For this article, we’re going to focus mostly on the third point here, the conditions that are driving the price lower.
Hacks and Scams
Over the last few days we have been seeing some large trades on the various exchanges. Though there is no way to know for sure, there is speculation that the hackers from the recent Bitstamp hack are cashing out their ill-gotten gains as quickly as possible. This is in addition to the disappearance of Cryptodouble.com, a clear Ponzi scheme that has been running for the last few months and seems to have made off with a few thousands of BTC.
In the past, such scammers might have been satisfied to hodl their stolen lucre, but with the falling prices they may be trying to get out while the getting is good. If this is the case, given the small size of the Bitcoin market and the fact that a majority of Bitcoin users are not users at all but holders, the sale of just a few hundreds of bitcoins can noticeably impact the price.
Miners Paying the Bills
Also, as the price declines, miners, who have invested large sums of money in their equipment, need to pay the rent, the electricity, and the upkeep of their machines. CEX.io has recently announced that they are going to soon suspend their cloud mining services as the low-price point has made it unprofitable, signaling just how dire the situation may be for many miners. Currently there are 3,600 coins mined per day, and if any significant portion of those need to be sold to keep things going, then that would account for a constant downward pressure on the market.
Soft User Adoption
As much as those of us on the inside of Bitcoin believe that it’s going to revolutionize the world and that everyone should aspire to hold even a fraction of a coin, the compelling need for most people to buy in just hasn’t appeared yet. This speaks to one of the core theses of Bitcoin Warrior – that it really isn’t a currency yet and it won’t be a currency until it reaches a much higher market cap. In the short term, Bitcoin is a commodity and an investment vehicle. Even more, it’s a safety net that will catch those smart enough to fall into it when the next financial crisis hits (and mark that, not if, but when). Because of this, there is simply not enough buy pressure from mass users to offset the sell pressures listed above.

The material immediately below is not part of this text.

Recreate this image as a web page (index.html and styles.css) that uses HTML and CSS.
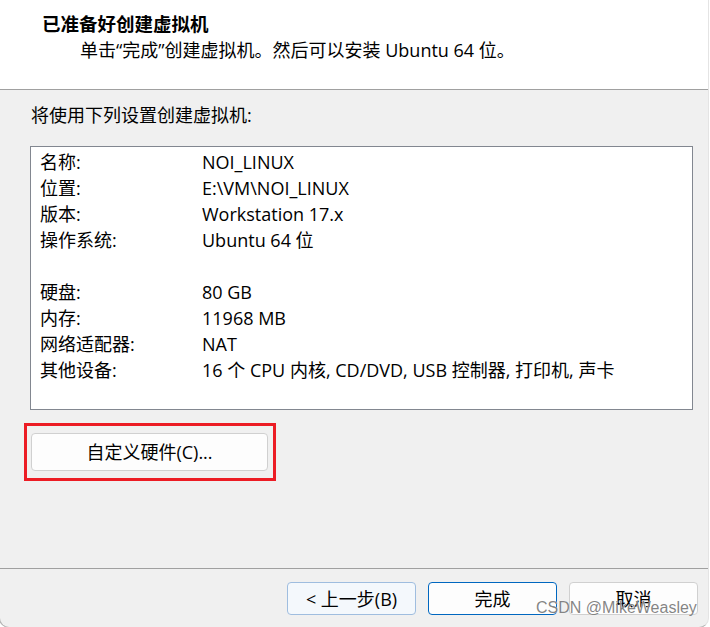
FILE: index.html
```html
<!DOCTYPE html>
<html lang="zh-CN">
<head>
<meta charset="utf-8">
<title>新建虚拟机向导</title>
<link rel="stylesheet" href="styles.css">
</head>
<body>
<div class="window">
  <header class="header">
    <div class="title">已准备好创建虚拟机</div>
    <div class="subtitle">单击“完成”创建虚拟机。然后可以安装 Ubuntu 64 位。</div>
  </header>
  <main class="content">
    <div class="intro">将使用下列设置创建虚拟机:</div>
    <div class="summary">
      <div class="row"><span class="label">名称:</span><span class="value">NOI_LINUX</span></div>
      <div class="row"><span class="label">位置:</span><span class="value">E:\VM\NOI_LINUX</span></div>
      <div class="row"><span class="label">版本:</span><span class="value">Workstation 17.x</span></div>
      <div class="row"><span class="label">操作系统:</span><span class="value">Ubuntu 64 位</span></div>
      <div class="row blank"></div>
      <div class="row"><span class="label">硬盘:</span><span class="value">80 GB</span></div>
      <div class="row"><span class="label">内存:</span><span class="value">11968 MB</span></div>
      <div class="row"><span class="label">网络适配器:</span><span class="value">NAT</span></div>
      <div class="row"><span class="label">其他设备:</span><span class="value">16 个 CPU 内核, CD/DVD, USB 控制器, 打印机, 声卡</span></div>
    </div>
    <div class="highlight">
      <button class="btn custom">自定义硬件(C)...</button>
    </div>
  </main>
  <footer class="footer">
    <button class="btn nav back">&lt; 上一步(B)</button>
    <button class="btn nav finish">完成</button>
    <button class="btn nav cancel">取消</button>
  </footer>
  <div class="watermark">CSDN @MikeWeasley</div>
</div>
</body>
</html>
```

FILE: styles.css
```css
* { box-sizing: border-box; }

html, body {
  margin: 0;
  padding: 0;
  background: #ffffff;
}

body {
  font-family: "Open Sans", "Noto Sans CJK SC", sans-serif;
  font-size: 18px;
  color: #000;
  overflow: hidden;
}

.window {
  position: relative;
  width: 710px;
  height: 628px;
  margin-left: -1px;
  background: #f0f0f0;
  border: 1px solid #b4b4b4;
  border-top: none;
  border-right-color: #e4e4e4;
  border-radius: 0 0 10px 10px;
  overflow: hidden;
  display: flex;
  flex-direction: column;
}

.header {
  height: 90px;
  flex: none;
  background: #ffffff;
  border-bottom: 1px solid #a0a0a0;
  padding-top: 11px;
}

.title {
  padding-left: 42px;
  font-size: 18.5px;
  font-weight: bold;
  line-height: 24px;
  font-family: "Noto Sans CJK SC", sans-serif;
}

.subtitle {
  margin-top: 3px;
  padding-left: 80px;
  line-height: 24px;
}

.content {
  flex: 1;
  padding: 13px 0 0 30px;
  border-bottom: 1px solid #a0a0a0;
}

.intro {
  line-height: 24px;
  padding-left: 1px;
}

.summary {
  margin-top: 19px;
  width: 663px;
  height: 264px;
  background: #ffffff;
  border: 1px solid #828790;
  padding: 2px 0 0 9px;
}

.row {
  display: flex;
  height: 26px;
  line-height: 26px;
  white-space: nowrap;
}

.label {
  width: 162px;
  flex: none;
}

.highlight {
  margin: 13px 0 0 -6px;
  width: 252px;
  height: 58px;
  border: 3px solid #ec1c24;
  padding: 7px 5px 0 4px;
}

.btn {
  font-family: "Open Sans", "Noto Sans CJK SC", sans-serif;
  font-size: 18px;
  color: #000;
  background: #fdfdfd;
  border: 1px solid #d0d0d0;
  border-radius: 4px;
  padding: 0;
  margin: 0;
  line-height: 1;
}

.custom {
  display: block;
  width: 237px;
  height: 38px;
}

.footer {
  height: 58px;
  flex: none;
  display: flex;
  justify-content: flex-end;
  gap: 12px;
  padding: 13px 10px 0 0;
}

.nav {
  width: 129px;
  height: 33px;
}

.back {
  background: #f4f8fc;
  border-color: #9fbddf;
}

.finish {
  border-color: #0067c0;
}

.watermark {
  position: absolute;
  left: 536px;
  top: 598px;
  font-family: "Liberation Sans", Arial, sans-serif;
  font-size: 16px;
  line-height: 20px;
  color: rgba(110, 110, 110, 0.85);
  text-shadow: 0 0 1px #fff;
  pointer-events: none;
}
```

Now, it very may well happen that in 2015 we start to see institutional investment in Bitcoin pick up which may fuel other types of adoption as well, but the current downward spiral of the price is likely to work against that. If Bitcoin’s price bottoms out and holds stable for a while, and if startup activity keeps up apace, then we might very well see Wall Street start to take notice. This will be especially true if the indications of another severe market correction keep coming.
Soft Merchant Adoption
Well, this really mirrors the picture above with the exception that merchant adoption hasn’t really been that bad. The biggest problem with getting merchants to adopt is that once they do, there haven’t been enough customers to really make them feel it’s worth their while. At the beginning of 2014 it looked like this picture was going to be different as the peak price was causing people to want to spend their bitcoins. At the beginning of 2015, spending bitcoins can feel like a losing proposition since they were probably bought at a higher price.

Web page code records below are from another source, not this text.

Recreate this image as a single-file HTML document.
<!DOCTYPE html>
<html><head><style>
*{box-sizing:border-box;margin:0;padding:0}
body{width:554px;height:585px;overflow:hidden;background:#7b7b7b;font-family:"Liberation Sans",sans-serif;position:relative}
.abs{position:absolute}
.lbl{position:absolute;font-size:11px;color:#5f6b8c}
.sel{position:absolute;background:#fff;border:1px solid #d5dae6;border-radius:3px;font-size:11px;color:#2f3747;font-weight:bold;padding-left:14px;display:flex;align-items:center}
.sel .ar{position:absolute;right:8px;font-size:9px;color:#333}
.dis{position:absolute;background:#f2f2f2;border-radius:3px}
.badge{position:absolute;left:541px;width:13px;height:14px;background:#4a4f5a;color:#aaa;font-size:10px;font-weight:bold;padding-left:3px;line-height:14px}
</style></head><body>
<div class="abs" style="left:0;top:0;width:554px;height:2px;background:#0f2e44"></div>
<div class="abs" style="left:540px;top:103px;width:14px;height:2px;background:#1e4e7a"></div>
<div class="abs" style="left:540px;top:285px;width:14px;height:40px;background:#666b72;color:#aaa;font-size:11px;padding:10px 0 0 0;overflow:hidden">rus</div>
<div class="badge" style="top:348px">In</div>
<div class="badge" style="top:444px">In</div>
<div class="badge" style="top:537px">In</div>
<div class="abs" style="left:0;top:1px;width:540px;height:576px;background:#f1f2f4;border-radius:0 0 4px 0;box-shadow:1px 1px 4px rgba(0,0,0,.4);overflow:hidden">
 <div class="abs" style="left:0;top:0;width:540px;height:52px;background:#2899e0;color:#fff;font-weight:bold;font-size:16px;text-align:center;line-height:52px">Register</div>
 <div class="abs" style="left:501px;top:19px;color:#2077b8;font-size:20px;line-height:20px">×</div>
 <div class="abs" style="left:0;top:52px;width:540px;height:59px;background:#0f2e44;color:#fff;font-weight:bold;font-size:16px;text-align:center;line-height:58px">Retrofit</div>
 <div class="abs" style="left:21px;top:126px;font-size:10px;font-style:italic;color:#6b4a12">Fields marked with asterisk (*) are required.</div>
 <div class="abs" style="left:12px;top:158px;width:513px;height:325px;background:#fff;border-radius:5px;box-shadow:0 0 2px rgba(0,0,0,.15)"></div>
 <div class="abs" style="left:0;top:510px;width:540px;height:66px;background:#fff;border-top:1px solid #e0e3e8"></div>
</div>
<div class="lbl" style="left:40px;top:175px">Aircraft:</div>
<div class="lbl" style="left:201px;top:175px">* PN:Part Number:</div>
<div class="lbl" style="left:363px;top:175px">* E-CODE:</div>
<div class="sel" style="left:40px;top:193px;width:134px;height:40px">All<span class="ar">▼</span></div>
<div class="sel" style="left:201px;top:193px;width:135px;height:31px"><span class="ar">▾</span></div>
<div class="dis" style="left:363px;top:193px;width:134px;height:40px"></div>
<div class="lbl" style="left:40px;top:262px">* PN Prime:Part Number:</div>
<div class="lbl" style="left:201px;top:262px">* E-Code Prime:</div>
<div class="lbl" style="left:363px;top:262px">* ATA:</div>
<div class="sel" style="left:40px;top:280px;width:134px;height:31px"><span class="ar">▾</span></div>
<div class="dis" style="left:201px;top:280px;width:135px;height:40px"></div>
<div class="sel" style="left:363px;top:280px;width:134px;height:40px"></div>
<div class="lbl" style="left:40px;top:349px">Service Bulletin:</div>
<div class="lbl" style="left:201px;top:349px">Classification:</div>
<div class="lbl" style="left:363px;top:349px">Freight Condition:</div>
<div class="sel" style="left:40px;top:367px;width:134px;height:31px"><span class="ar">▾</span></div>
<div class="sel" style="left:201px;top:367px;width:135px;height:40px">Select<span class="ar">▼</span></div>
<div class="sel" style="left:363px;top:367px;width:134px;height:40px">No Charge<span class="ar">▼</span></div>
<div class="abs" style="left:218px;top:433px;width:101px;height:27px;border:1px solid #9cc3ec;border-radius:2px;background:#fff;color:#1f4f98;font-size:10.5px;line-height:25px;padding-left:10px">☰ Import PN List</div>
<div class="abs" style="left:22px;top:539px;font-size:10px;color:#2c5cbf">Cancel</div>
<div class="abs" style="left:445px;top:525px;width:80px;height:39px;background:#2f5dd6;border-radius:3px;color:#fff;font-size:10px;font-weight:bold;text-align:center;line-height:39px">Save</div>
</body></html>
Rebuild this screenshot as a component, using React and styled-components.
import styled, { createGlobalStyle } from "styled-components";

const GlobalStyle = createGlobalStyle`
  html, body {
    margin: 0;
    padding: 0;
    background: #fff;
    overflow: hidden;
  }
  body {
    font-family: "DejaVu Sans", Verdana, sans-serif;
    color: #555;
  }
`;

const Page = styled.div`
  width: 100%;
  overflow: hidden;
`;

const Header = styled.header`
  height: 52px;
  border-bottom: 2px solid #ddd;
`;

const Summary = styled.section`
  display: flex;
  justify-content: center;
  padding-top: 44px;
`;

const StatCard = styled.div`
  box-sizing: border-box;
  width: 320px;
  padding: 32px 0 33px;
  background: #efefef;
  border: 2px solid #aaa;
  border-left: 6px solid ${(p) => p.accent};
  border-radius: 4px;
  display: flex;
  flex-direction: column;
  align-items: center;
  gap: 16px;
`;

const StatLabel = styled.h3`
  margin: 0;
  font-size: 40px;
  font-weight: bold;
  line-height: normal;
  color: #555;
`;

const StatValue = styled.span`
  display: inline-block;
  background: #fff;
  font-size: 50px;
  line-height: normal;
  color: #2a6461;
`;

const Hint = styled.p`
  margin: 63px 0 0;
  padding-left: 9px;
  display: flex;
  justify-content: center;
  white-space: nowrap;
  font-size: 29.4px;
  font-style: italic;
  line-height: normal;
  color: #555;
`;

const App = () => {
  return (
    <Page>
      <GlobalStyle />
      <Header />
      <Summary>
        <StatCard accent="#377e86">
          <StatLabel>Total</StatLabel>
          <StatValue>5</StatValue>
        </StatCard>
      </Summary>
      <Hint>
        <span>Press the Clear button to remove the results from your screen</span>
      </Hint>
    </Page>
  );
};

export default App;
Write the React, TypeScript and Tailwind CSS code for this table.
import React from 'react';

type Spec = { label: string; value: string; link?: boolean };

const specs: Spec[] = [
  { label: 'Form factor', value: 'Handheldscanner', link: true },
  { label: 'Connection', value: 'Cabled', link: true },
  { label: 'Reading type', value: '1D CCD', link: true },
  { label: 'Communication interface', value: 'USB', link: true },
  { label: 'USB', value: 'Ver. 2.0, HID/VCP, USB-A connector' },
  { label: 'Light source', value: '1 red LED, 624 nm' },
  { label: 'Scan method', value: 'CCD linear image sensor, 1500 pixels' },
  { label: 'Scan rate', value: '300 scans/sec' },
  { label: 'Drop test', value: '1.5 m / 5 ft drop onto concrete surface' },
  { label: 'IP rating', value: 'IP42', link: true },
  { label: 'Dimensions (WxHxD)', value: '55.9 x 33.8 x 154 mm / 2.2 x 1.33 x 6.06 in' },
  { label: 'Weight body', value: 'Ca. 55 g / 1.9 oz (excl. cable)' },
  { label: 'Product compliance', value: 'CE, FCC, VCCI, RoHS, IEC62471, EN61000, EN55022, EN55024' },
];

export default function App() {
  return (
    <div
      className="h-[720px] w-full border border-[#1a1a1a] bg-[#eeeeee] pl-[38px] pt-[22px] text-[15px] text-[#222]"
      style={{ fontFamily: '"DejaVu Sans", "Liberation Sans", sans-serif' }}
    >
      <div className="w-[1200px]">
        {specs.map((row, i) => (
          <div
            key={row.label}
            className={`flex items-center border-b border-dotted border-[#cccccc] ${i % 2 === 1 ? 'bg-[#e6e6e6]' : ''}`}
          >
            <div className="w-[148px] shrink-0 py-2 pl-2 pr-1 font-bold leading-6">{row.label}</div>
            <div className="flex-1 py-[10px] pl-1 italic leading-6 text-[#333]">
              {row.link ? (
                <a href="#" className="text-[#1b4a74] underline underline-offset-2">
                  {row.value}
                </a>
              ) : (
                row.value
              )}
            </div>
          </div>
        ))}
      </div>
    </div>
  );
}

What’s more, many claim that merchant adoption is adding to the downward pressure on the price since most merchants use payment processors who then turn around and sell the bitcoins to reimburse the merchant in cash. If the customers who paid in Bitcoin are not turning right back around and rebuying Bitcoin, then that would put downward pressure on the price. We think that this is overstated, but it’s difficult to know at this point.
Shorters
With the trend in Bitcoin being so clear for so long, taking the short positions is what the smart money does. The trend is your friend, as they say – which only holds true until it isn’t. But, for the time being, the people betting against Bitcoin are winning and this puts even more downward pressure on the price.
Panic Sellers
Ever since I’ve been involved in Bitcoin, every dip has brought people out talking about how the price drop is driving out the ‘weak hands,’ or the ones who did not really believe in Bitcoin and who would sell at the drop of a hat when things started to look rough. I think we’re well beyond the point of weak hands, now, and we are reading on Reddit the statements of experienced users saying that the ride has just gotten too wild for them. Indeed, watching the price drop to near 200 is gut-wrenching even for those who believe that the short-term price doesn’t matter. Those saying it’s time to just pull up stakes and get out are probably also adding just a little bit to the downward pressure on Bitcoin.
Ancient Trading Bots
This one goes back to the ATH price of 2013 – a price which was spurred partly by irrational Chinese exuberance, but even more by a couple of trading bots on the now defunct Mt. Gox trading platform that seemed to have been designed to pump the price. It’s been hard watching the price of Bitcoin step down over the last year, but it was elevated to a price it likely never should have been at at that stage of its development. It’s taken this long for the balloon to deflate. But it also means that when the price starts to rise again, it will do so based on fundamentals and real solid interest – and when that happens, there will be no deflation of the price again.
What this all means is that the current price dips can be explained, and that they don’t seem to be based on any fundamental weakness in Bitcoin as a protocol or as a project. Bitcoin still holds the same promise it always has and the infrastructure is still being created that will allow Bitcoin to be the transformative technology it is destined to be. It took the Internet decades before it became the world changing force that we know it to be today. It will take Bitcoin less time than that, but still more than the six years it has already existed.
So our advice, turn off the charts and keep focusing on the good Bitcoin can do for you and for the world.